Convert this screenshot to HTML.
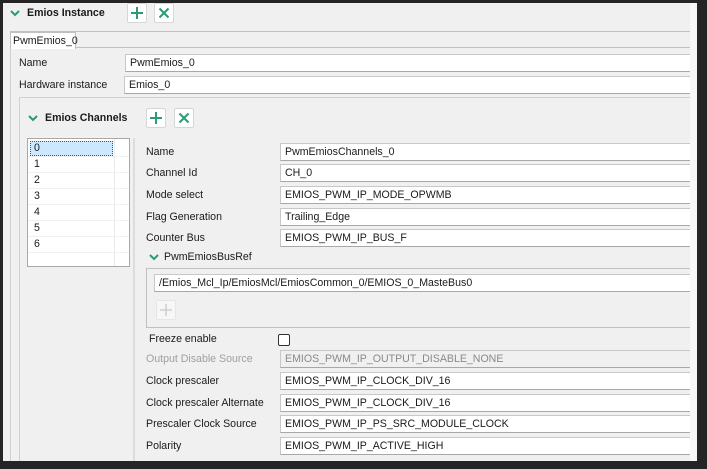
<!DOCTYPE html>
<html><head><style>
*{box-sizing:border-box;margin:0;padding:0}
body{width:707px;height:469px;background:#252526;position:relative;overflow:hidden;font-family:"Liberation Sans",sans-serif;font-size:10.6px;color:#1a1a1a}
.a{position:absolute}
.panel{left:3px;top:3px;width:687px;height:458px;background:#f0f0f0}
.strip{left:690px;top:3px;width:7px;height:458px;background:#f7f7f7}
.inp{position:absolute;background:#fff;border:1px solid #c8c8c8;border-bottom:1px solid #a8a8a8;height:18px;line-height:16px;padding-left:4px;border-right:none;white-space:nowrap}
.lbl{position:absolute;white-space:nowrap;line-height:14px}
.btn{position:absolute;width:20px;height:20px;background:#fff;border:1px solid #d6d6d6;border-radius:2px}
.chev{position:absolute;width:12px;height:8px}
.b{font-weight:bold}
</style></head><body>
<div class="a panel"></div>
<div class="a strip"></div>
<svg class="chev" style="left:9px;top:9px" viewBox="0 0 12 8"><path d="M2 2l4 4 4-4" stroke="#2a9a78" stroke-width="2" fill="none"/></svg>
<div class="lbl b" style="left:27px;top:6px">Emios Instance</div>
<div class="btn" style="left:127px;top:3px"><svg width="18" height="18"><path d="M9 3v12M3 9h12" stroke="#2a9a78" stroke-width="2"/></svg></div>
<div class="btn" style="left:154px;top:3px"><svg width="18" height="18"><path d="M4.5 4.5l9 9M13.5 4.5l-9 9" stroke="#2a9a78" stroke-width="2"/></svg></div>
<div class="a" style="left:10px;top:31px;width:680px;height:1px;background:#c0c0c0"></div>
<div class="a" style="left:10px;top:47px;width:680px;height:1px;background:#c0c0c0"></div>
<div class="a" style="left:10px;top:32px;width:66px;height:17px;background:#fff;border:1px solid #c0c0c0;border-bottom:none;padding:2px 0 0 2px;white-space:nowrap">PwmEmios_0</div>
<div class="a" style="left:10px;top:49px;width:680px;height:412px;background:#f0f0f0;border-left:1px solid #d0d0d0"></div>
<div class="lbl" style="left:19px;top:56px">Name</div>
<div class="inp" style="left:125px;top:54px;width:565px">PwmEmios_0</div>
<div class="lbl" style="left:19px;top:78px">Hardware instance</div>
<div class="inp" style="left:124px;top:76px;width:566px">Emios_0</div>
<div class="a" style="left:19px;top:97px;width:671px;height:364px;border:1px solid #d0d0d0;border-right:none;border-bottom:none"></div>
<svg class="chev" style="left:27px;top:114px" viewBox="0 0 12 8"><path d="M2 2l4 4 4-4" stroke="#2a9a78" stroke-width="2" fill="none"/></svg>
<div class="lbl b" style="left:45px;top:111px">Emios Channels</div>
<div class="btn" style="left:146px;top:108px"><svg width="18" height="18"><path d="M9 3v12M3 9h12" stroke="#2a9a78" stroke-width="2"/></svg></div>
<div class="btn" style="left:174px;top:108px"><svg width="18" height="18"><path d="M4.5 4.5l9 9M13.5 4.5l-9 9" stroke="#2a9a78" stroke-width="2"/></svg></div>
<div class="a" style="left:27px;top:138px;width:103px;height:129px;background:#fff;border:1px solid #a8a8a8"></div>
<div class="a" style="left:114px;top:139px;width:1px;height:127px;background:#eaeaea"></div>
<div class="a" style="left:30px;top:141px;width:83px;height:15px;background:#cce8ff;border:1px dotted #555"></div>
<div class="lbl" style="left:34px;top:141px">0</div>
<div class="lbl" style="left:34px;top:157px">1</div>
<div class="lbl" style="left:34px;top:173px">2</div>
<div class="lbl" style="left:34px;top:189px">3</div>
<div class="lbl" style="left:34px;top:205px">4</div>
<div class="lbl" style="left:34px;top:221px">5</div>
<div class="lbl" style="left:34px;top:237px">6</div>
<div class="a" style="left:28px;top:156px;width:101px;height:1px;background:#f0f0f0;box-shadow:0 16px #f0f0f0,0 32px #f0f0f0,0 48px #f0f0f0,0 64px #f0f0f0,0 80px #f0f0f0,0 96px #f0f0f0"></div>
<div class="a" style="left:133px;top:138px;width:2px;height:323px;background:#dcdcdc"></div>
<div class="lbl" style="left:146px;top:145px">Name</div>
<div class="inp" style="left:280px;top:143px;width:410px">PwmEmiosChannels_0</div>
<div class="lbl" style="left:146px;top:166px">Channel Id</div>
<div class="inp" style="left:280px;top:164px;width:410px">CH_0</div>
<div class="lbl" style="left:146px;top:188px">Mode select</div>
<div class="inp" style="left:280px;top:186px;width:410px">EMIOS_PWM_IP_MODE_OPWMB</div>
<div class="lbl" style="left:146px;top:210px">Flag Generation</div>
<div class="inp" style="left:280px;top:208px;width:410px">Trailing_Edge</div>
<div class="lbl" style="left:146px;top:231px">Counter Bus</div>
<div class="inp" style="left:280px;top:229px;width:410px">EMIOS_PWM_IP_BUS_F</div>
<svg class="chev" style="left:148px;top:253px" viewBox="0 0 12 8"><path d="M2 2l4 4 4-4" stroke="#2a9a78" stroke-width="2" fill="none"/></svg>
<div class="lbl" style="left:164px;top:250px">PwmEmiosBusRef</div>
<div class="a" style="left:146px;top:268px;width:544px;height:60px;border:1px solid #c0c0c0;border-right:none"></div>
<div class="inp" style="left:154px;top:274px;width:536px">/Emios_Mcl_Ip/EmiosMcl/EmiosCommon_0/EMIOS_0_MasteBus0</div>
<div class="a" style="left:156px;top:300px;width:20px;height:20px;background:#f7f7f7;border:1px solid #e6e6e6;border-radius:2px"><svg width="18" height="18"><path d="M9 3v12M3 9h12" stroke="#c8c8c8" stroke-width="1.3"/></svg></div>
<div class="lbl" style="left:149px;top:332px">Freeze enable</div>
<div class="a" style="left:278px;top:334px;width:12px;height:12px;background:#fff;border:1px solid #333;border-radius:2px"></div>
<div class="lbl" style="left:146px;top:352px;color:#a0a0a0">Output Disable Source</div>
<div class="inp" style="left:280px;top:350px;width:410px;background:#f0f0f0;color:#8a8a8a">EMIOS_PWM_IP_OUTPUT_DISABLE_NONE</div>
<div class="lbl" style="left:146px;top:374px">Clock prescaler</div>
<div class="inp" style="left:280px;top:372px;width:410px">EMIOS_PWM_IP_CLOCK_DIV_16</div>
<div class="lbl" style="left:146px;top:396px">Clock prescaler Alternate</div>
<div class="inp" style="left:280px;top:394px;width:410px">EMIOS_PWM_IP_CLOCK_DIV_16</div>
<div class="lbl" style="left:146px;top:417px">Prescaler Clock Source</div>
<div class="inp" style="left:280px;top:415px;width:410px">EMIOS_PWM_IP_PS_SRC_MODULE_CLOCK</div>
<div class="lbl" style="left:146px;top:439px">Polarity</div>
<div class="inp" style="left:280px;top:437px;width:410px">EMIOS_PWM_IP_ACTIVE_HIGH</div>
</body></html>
==
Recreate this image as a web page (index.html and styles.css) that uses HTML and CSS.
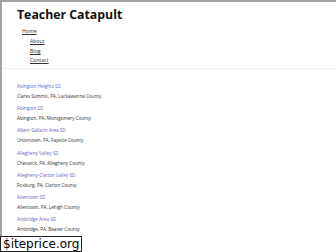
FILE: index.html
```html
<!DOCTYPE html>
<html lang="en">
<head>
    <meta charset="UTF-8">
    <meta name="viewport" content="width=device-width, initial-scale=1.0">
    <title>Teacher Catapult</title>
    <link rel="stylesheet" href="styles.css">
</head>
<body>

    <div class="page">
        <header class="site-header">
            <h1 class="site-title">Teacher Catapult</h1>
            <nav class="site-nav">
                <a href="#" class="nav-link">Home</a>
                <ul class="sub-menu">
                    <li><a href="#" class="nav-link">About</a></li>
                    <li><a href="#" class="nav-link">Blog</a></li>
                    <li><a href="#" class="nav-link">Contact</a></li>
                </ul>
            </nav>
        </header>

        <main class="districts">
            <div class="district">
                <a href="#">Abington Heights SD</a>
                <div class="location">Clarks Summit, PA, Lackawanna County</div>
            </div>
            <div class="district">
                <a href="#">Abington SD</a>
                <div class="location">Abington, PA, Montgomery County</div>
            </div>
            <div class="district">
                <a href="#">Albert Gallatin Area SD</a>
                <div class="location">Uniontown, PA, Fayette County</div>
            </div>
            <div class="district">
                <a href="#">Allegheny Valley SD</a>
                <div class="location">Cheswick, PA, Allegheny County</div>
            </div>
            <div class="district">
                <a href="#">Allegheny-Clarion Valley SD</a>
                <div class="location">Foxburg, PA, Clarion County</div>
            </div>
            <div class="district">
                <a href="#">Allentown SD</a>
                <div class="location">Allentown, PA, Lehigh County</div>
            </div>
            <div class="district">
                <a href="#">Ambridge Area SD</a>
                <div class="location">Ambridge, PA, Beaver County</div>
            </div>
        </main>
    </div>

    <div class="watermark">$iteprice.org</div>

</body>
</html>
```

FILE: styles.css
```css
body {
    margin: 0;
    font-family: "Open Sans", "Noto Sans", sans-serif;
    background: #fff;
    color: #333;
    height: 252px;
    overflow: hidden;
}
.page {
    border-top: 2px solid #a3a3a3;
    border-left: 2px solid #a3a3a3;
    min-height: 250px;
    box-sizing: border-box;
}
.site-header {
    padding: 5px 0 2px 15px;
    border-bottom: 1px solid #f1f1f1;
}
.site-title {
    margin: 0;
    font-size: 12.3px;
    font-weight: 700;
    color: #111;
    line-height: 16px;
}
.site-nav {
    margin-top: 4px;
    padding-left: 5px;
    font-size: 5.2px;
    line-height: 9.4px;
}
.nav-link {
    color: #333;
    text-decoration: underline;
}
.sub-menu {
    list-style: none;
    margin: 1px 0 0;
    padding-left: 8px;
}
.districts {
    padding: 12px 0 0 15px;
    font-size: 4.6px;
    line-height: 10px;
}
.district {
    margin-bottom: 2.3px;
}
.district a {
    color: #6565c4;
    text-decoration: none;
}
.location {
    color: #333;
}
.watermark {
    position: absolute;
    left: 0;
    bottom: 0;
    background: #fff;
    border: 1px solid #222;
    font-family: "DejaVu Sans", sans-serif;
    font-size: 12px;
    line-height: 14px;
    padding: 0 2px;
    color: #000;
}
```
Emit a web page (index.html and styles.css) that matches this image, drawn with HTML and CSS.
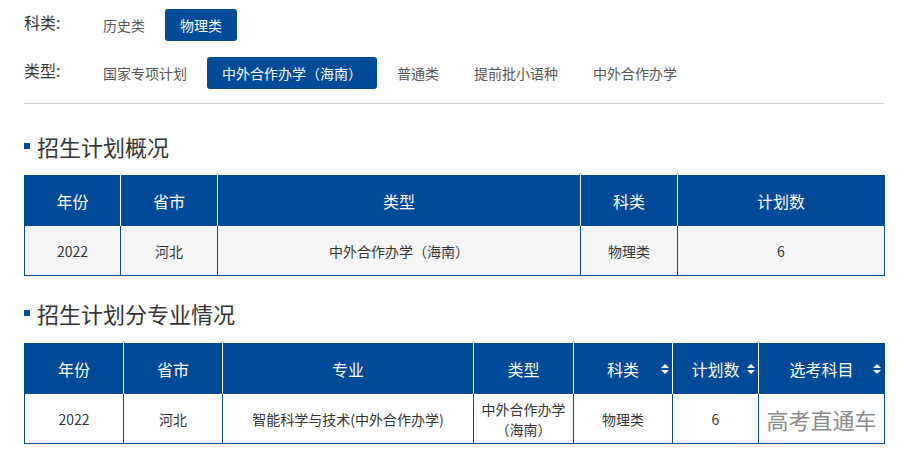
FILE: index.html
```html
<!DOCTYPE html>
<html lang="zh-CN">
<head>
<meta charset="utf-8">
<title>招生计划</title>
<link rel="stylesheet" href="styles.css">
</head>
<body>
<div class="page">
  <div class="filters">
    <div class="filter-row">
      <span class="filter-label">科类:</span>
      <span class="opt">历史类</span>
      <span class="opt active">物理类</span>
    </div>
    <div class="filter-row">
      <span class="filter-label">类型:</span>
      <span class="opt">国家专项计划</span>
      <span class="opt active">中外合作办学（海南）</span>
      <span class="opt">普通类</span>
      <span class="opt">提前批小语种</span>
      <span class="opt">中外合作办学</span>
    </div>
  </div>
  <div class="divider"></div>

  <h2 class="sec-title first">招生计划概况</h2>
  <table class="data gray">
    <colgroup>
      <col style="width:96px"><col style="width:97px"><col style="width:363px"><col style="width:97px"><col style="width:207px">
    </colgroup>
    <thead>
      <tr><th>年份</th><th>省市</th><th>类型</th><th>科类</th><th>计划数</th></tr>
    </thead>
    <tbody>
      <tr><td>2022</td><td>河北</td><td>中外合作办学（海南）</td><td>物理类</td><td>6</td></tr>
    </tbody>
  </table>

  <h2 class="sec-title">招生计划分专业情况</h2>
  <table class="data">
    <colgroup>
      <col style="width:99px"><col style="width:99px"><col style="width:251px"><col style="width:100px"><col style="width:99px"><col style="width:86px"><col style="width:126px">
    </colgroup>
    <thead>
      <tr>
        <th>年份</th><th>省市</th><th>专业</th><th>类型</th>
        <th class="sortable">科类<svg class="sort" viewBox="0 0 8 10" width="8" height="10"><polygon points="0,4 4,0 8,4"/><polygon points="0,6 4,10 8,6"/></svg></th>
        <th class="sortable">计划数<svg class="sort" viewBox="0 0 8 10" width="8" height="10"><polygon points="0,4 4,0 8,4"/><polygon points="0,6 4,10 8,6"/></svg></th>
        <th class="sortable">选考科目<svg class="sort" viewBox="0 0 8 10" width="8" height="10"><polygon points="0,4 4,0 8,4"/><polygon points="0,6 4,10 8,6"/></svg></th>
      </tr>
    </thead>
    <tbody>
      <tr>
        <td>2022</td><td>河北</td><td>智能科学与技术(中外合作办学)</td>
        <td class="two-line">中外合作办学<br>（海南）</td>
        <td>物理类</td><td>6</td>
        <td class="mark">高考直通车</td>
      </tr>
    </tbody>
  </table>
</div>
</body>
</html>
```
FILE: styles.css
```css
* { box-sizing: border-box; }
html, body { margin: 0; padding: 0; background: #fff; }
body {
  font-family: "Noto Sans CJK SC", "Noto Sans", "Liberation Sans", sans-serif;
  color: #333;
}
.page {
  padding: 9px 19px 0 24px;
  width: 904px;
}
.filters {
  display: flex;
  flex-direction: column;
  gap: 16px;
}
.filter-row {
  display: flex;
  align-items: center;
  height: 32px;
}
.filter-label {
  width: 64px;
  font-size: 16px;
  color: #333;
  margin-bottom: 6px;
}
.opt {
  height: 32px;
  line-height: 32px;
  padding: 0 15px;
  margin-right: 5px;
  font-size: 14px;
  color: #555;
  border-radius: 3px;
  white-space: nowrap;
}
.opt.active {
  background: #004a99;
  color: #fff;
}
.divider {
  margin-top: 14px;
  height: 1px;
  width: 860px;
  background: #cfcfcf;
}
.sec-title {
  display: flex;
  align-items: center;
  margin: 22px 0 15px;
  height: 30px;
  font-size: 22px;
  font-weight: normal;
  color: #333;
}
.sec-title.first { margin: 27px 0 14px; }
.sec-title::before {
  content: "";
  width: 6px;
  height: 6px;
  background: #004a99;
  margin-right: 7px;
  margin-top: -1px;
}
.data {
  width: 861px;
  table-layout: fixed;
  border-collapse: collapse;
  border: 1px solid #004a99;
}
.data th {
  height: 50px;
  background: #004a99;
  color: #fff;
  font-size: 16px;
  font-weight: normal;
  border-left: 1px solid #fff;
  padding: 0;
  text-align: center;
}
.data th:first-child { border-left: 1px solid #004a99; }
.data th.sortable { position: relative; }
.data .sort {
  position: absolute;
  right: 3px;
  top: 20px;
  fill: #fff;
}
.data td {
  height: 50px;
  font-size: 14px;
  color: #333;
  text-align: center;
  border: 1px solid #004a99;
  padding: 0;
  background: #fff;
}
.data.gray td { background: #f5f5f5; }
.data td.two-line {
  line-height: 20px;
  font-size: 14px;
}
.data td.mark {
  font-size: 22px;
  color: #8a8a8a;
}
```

| Short problem |
Find the lines above holding the word "page" and show them.

| Exercise output |
Recreate this image as a web page (index.html and styles.css) that uses HTML and CSS.
    <div class="page">
.page {
Emit a web page (index.html and styles.css) that matches this image, drawn with HTML and CSS.
<div class="page">
.page {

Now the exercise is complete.